Should there be an international tax on wealthy nations?

I think the phrase your looking for is Kyoto agreement, I also think it would be more likely that the rest of the world might pay insurance, to make sure some of those nice delightful capitals, dont just catch on fire.

Seriously not going to happen.

Declan

I’m going to just use the numbers from Wiki here to paint a broad picture of what the US currently does as one of the wealthy nations. It’s different years between the private and government numbers (and leaving out military aid). 55.4 million a year. Remittances which are individual payments from family members working in the US are at 47 Billion. That’s over 100 Billion flowing out (including the remittances which would likely be impacted to raise the tax). The EU has a.7% of GDP aid target for foreign aid. Austerity is stressing that goal and has seen cuts but they are still budgeting over 900 Billion Euro.

Creating a system to administer, spend, and enforce that tax and systems to ensure it’s spent well is going to significantly help compared to what’s being done how exactly? Think of the cost savings in government workers at USAID though. Far easier to send a check than manage programs.

It already exists: it’s called the International Monetary Fund.

Poor countries can get money if they want it. But they have to prove they aren’t corrupt shit-holes and they have to be responsible enough to be able to pay it back.

Free money for piss-poor shit-hole countries is a piss-poor shit-hole idea.

Which I guess is another way of saying that they have to deal with the IMF’s loan-sharking.

But this is a version of the “don’t give homeless people money because they’ll spend it on weed” or “welfare doesn’t lift people out of poverty” argument.

And **how **they spend the aid money could be strictly enforced.

No, it’s not. Homeless people are individuals. Countries are not. Why don’t you tell us how giving North Korea a bunch of money is going to make the average North Korean better off?

How? Is Han Blix going to send them a nasty letter?

Corruption is a tricky beast.

Cutting off the corrupt seems to make moral sense. But it ignores the reality that corruption is the only efficient way to manage a weak, fragmented state.

When you don’t have a military that can project force within your borders, contracting out to local militias and warlords is the only way to keep some order. When you don’t have the tax mechanisms that allow you to pay your civil servants regularly, allowing them to collect bribes is the only way things are going to keep running- it’s basically outsourcing tax collection. When you can’t please everyone because of social and ethnic divisions, patronage politics can keep things moving.

I’m not saying that corruption is okay, just that it’s about weak states rather than morality.

The solution to corruption is stronger states- states with militaries that can counter internal threats, states that can collect tax revenue, and states that can build support across social divisions. And one of the key factors in a building a states strength is building its ability to deliver public services- things like education and healthcare. And doing that means building a set of smart, trained civil servants, and you aren’t going to get that by just cutting the government out.

It’s tricky.

Since “taxation without representation is tyranny,” I assume we’ll get to dictate policy in the countires that take our money, right?

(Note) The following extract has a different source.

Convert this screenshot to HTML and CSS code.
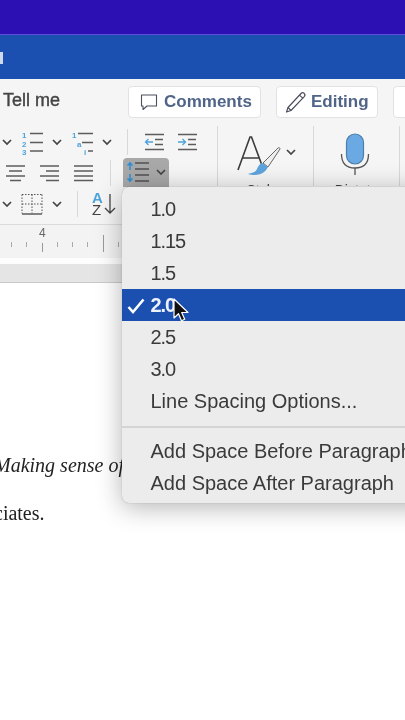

We wouldn’t want North Korea spending their share of our money on nukes, or the latest Philippine klepocrat spending it on shoes, do we?

In what sense are “remittances” a tax? Should we count western corporations’ third world operations (and the ensuing capital flow) as a tax? :dubious:

The IMF doesn’t really do what the OP is proposing. It (and its lending functions) primarily exists to prop up the global economy by keeping exchange rates relatively stable and mollify short-term balance of payments deficits.

IMF loans can certainly benefit poor countries but generally benefit wealthy ones just as much.

The OP seems to equate taxes with charity. NO. They are two different things. Our morality results in wealthy nations like the U.S. to help out around the world quite a lot. We have no requirement to do so, which is implied by a “tax”. And shouldn’t.

It’s not a tax but it is a transfer that gets after the needs addressed in the OP. It’s also an area that gets lumped in with foreign aid numbers despite the debate about whether it’s appropriate. I did break it out along with lumping it back in. Pick your own take on that piece. If there’s an internal tax, to be able to pay the international tax bill, it’s quite possible a reduction of disposable income reduces remittances by individuals making.

The US and EU combined already voluntarily exceed the OP proposal (EU carrying the bulk of that) for a redistribution tax. It’ not hard to imagine voluntary transfers being affected if an involuntary system was imposed from outside.